Safety, access, and ‘cherry picking’
As patients travel longer distances for surgeries, safety becomes an issue. Proper hand-offs and coordination of care must be essential components of any plan that packages surgical care to create optimal pathways and avoid system and operational failures.

As society debates the importance of equal access to care for all populations, it seems compelling that members of the same patient cohort (those covered by employer- and payer-derived programs) should have equal access to care. Why should only healthier patients be offered the financial benefits of DMT travel? DMT programs may not be intended to exacerbate access problems, but their inherent design facilitates adverse selection, ie, “cherry-picking” lower risk patients.

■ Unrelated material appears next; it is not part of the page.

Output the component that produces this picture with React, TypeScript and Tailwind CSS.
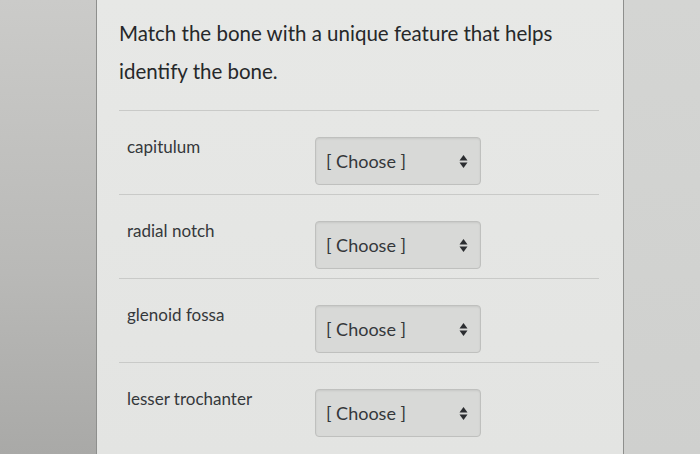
const rows = ["capitulum", "radial notch", "glenoid fossa", "lesser trochanter"];

function Arrows() {
  return (
    <svg width="9" height="15" viewBox="0 0 9 15" className="text-[#2b2d30]">
      <path d="M4.5 1 L8.5 6.5 H0.5 Z" fill="currentColor" />
      <path d="M4.5 14 L8.5 8.5 H0.5 Z" fill="currentColor" />
    </svg>
  );
}

function Select() {
  return (
    <div className="flex h-[48px] w-[166px] items-center justify-between rounded-[4px] border border-[#bfc0be] bg-[#d8d9d7] pl-[10px] pr-[12px] shadow-[inset_0_1px_2px_rgba(0,0,0,0.08)]">
      <span className="text-[18px] text-[#34373a]">[ Choose ]</span>
      <Arrows />
    </div>
  );
}

export default function App() {
  return (
    <div
      className="flex h-[454px] w-[700px] overflow-hidden bg-[linear-gradient(180deg,#cbcbc9_0%,#b9b9b7_60%,#a9a9a7_100%)]"
      style={{ fontFamily: "Lato, 'Open Sans', sans-serif" }}
    >
      <div className="w-[96px] shrink-0" />
      <div className="h-full w-[528px] shrink-0 border-x border-[#8e8f8d] bg-[linear-gradient(180deg,#e7e8e6_0%,#e3e4e2_100%)] pl-[22px] pr-[24px] pt-[14px]">
        <p className="max-w-[470px] text-[20.5px] leading-[38px] text-[#26282a]">
          Match the bone with a unique feature that helps identify the bone.
        </p>
        <div className="mt-[20px]">
          {rows.map((r) => (
            <div key={r} className="border-t border-[#c9cac8] pt-[26px] pb-[9px]">
              <div className="flex items-start">
                <div className="w-[196px] pl-[8px] text-[17px] leading-[20px] text-[#35383b]">{r}</div>
                <Select />
              </div>
            </div>
          ))}
        </div>
      </div>
      <div className="flex-1 bg-[linear-gradient(180deg,#d4d5d3_0%,#cfd0ce_100%)]" />
    </div>
  );
}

Several DMT programs use screening criteria based on comorbidities. Patients are only allowed to participate if they meet specific weight, smoking, and diabetes criteria. However, no clear back-up plan exists for patients who fail to meet these criteria.

In addition, DMT programs are often only available through contracts with specific employers, whose employees may generally have better access to care and be healthier than the overall population. As a result, any publicized outcomes measures should be carefully scrutinized. DMT quality metrics, satisfaction scores, and other outcome measures should be adjusted prior to comparisons to metrics and the parameters reflecting the larger population. Advertising DMT outcomes as “superior” without adjusting for or acknowledging potential selection bias is concerning and potentially misleading. Adverse selection can be cheaper regardless of location; the real question of ‘value’ is whether DMT sites provide better outcomes as well as lower costs for the same patients.

Patient-centered care
The AAOS promotes safety, optimal health care, ethics, professionalism, and education. The issues raised in this article are not meant to dissuade the consideration of new healthcare delivery models in an evolving landscape and market. On the contrary, we hope to foster constructive discussion of how the new models should be designed to account for these complex issues.

As Francis W. Peabody, MD, concluded in his famous lecture, “the secret of the care of the patient is in caring for the patient.” If we, as a profession, place the patient first and work to optimize communication and safe health care, we will provide true value to our patients. They need education and choices. Neither paternalism nor the direction of care by payers should drive healthcare decisions.

Charles Carroll IV, MD, is the past chair of the AAOS Ethics Committee; Daniel K. Moon, MD, MS, MBA, is a current member of the AAOS Ethics Committee.